**WHAT YOU ARE ASKED TO DO:**
List each line of the data that holds the string "this".

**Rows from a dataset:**
☆ ☆ ☆ ☆ ☆
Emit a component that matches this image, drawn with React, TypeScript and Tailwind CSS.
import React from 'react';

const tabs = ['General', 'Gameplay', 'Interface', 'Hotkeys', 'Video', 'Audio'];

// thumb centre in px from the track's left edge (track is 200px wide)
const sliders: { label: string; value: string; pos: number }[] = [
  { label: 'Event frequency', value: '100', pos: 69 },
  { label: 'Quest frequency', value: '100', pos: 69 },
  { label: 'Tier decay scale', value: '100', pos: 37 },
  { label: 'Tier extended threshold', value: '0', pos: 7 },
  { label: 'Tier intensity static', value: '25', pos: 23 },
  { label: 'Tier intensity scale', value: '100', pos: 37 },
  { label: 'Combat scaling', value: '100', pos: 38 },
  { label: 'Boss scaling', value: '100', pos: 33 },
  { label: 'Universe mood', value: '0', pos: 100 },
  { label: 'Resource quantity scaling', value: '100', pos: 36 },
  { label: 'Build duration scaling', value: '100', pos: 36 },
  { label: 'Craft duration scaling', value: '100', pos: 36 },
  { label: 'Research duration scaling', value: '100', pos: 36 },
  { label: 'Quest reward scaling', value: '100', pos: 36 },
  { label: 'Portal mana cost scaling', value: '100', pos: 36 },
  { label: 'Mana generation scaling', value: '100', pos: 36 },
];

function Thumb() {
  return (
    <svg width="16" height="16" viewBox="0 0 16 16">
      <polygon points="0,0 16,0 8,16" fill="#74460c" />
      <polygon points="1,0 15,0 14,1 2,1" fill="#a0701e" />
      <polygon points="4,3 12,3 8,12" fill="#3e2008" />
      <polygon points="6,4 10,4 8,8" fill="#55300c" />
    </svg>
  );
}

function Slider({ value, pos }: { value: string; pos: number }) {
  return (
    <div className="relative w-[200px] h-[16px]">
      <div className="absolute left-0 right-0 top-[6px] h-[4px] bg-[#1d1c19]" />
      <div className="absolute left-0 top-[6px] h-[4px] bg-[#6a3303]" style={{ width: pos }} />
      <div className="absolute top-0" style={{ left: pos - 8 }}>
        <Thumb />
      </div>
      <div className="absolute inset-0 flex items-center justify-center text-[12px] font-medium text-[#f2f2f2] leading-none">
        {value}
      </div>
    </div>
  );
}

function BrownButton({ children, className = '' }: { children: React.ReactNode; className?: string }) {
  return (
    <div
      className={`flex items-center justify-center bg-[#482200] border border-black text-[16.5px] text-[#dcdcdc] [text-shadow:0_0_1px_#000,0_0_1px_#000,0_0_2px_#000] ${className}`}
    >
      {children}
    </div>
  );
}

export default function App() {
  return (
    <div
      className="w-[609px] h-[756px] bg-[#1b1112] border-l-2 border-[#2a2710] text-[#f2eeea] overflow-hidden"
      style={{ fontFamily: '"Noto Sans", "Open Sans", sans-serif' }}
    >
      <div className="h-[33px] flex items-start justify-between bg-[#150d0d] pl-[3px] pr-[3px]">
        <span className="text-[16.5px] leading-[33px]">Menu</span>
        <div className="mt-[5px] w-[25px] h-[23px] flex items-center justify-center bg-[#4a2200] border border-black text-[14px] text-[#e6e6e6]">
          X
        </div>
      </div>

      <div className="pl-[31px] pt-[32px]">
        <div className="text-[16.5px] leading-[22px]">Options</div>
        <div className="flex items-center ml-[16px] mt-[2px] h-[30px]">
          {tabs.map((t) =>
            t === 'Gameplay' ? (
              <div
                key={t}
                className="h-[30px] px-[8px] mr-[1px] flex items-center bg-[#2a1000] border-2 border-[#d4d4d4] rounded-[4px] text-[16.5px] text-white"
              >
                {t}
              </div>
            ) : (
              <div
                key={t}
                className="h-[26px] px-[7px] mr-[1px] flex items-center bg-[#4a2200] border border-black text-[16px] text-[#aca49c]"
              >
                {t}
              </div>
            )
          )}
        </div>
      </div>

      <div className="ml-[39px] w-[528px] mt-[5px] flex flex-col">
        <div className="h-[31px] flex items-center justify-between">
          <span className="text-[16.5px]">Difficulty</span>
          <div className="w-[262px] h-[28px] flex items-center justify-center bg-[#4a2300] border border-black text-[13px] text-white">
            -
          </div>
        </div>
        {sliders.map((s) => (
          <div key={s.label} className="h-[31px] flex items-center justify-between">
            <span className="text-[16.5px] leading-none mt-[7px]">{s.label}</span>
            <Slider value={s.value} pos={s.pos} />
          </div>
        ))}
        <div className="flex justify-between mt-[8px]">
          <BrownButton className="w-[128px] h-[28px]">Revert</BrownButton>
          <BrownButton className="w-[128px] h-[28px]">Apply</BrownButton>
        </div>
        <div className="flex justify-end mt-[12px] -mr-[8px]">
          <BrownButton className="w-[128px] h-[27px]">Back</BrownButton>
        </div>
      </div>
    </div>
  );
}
☆ ☆ ☆ ☆ ☆
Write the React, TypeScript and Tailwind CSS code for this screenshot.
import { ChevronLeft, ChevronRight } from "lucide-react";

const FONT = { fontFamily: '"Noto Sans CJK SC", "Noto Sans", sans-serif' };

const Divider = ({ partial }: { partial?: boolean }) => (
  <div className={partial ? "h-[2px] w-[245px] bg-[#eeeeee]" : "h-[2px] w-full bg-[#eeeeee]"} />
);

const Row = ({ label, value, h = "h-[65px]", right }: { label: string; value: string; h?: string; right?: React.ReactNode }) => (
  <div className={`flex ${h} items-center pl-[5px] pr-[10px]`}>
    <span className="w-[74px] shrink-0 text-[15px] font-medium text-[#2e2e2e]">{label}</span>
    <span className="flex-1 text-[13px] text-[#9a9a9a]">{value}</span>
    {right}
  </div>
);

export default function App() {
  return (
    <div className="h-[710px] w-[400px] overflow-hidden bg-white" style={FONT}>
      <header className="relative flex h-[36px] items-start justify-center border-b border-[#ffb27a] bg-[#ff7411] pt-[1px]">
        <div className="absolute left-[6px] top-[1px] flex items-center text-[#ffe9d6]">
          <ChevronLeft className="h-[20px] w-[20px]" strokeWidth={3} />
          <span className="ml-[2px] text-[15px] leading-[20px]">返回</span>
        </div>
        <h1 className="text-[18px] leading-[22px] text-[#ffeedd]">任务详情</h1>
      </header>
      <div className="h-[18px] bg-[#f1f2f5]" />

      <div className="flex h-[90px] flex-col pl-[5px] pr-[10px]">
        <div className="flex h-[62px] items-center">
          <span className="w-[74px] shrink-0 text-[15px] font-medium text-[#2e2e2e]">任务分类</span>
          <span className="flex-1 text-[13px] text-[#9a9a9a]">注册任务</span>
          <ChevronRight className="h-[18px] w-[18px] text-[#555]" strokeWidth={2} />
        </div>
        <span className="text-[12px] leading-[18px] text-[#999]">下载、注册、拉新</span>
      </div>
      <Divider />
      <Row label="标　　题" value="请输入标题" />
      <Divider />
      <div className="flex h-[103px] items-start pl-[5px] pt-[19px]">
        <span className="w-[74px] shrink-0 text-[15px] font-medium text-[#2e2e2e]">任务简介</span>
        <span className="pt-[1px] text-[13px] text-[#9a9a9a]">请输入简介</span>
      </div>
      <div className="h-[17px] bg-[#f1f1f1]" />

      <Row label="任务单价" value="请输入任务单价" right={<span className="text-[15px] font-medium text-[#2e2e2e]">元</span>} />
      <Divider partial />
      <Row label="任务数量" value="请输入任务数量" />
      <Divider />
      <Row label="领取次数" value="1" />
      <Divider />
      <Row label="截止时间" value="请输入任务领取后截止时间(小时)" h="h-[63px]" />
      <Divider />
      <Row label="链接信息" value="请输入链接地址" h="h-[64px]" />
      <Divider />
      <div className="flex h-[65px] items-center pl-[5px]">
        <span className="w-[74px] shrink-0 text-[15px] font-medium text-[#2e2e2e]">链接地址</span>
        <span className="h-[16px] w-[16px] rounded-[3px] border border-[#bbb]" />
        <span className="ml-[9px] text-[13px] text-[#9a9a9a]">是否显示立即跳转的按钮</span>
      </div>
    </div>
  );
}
☆ ☆ ☆ ☆ ☆
**RESPONSE BELOW:**
Emit a component that matches this image, drawn with React, TypeScript and Tailwind CSS.
Write the React, TypeScript and Tailwind CSS code for this screenshot.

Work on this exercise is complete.